After they board a ship, Joe attempts to convince Pat that they can start a new life in South America together. He even proposes marriage to her. A guilt-stricken Pat now confesses to Joe that Ann has been abducted by Rick. Joe races to save Ann from her captor. Under the cover of a thick fog, Joe manages to get past Rick's henchmen and sneaks into Rick's room. A gunfight erupts, Rick and Joe shoot each other, and they inadvertently start a fire. Joe and Rick, both wounded, fight hand-to-hand, and then Joe pushes Rick through an upper-storey window to his death. Lying in the street, Joe dies in Ann's arms as Pat looks on. Seeing the resigned contentment in Joe's face, Pat comments in voice-over: "This is right for Joe. This is what he wanted."

==Cast==
- Dennis O'Keefe as Joe Sullivan
- Claire Trevor as Pat Regan
- Marsha Hunt as Ann Martin
- John Ireland as Fantail
- Raymond Burr as Rick Coyle
- Curt Conway as Spider
- Chili Williams as Marcy
- Richard Fraser as Fields
- Whit Bissell as Murderer
- Cliff Clark as Gates
- Richard Irving as	Brock
- Harry Tyler as 	Oscar
- Ilka Grüning as Fran – Oscar's Housekeeper
- Tom Fadden as 	Grimshaw
- Ray Teal as Police Commanding Officer
- Robert B. Williams as San Francisco Detective Sergeant
- Carey Loftin as 	Motorcycle Cop
- Gregg Barton as 	Car Owner
- Regis Toomey as 	Police Detective (uncredited)
- Bill Kennedy as 	Drunk
- Beverly Wills as 	Girl

==Reception==
===Box-office===
The film was a success at the box office and was profitable.

===Critical reception===
When the film was released, New York Times critic Bosley Crowther panned it. "But this, of course, is a movie—and a pretty low-grade one, at that—in which sensations of fright and excitement are more diligently pursued than common sense...Except for the usual moral—to wit, that crime does not pay—the only thing proved by this picture is that you shouldn't switch sweethearts in mid-lam."

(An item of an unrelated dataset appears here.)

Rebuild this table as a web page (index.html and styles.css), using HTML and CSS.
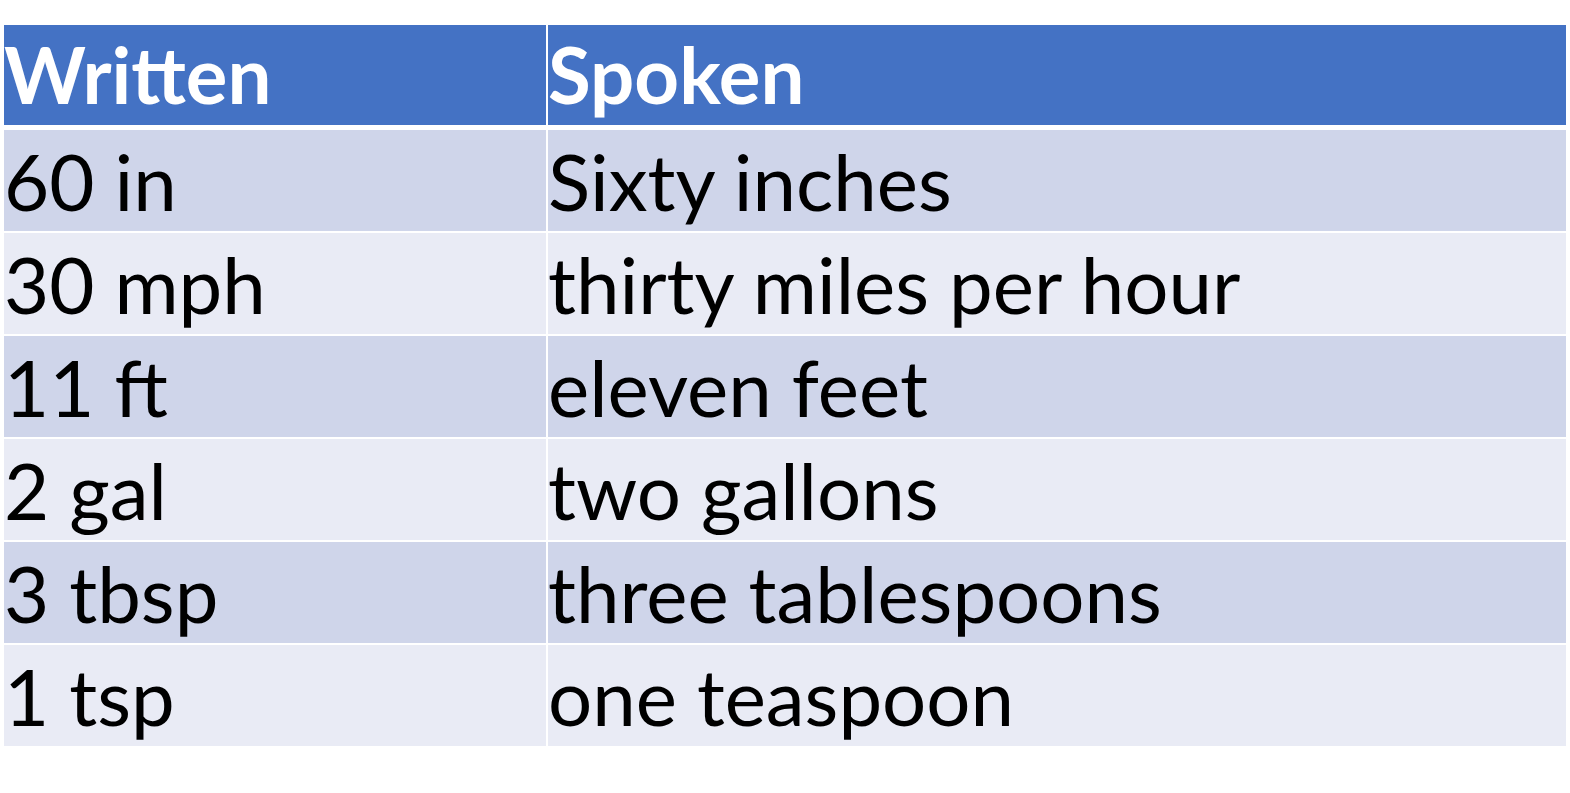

In Girl and a Gun: The Complete Guide to Film Noir, David N. Meyer wrote: "It's the richest cinematography in noir outside of Orson Welles' Citizen Kane."

Eddie Muller listed it as one of his Top 25 Noir Films.

===In popular culture===
The title characters in Harlan Ellison's 1969 post-apocalyptic novella A Boy and His Dog watch Raw Deal, which is said to be 76 years old (setting the Ellison story in the year 2024).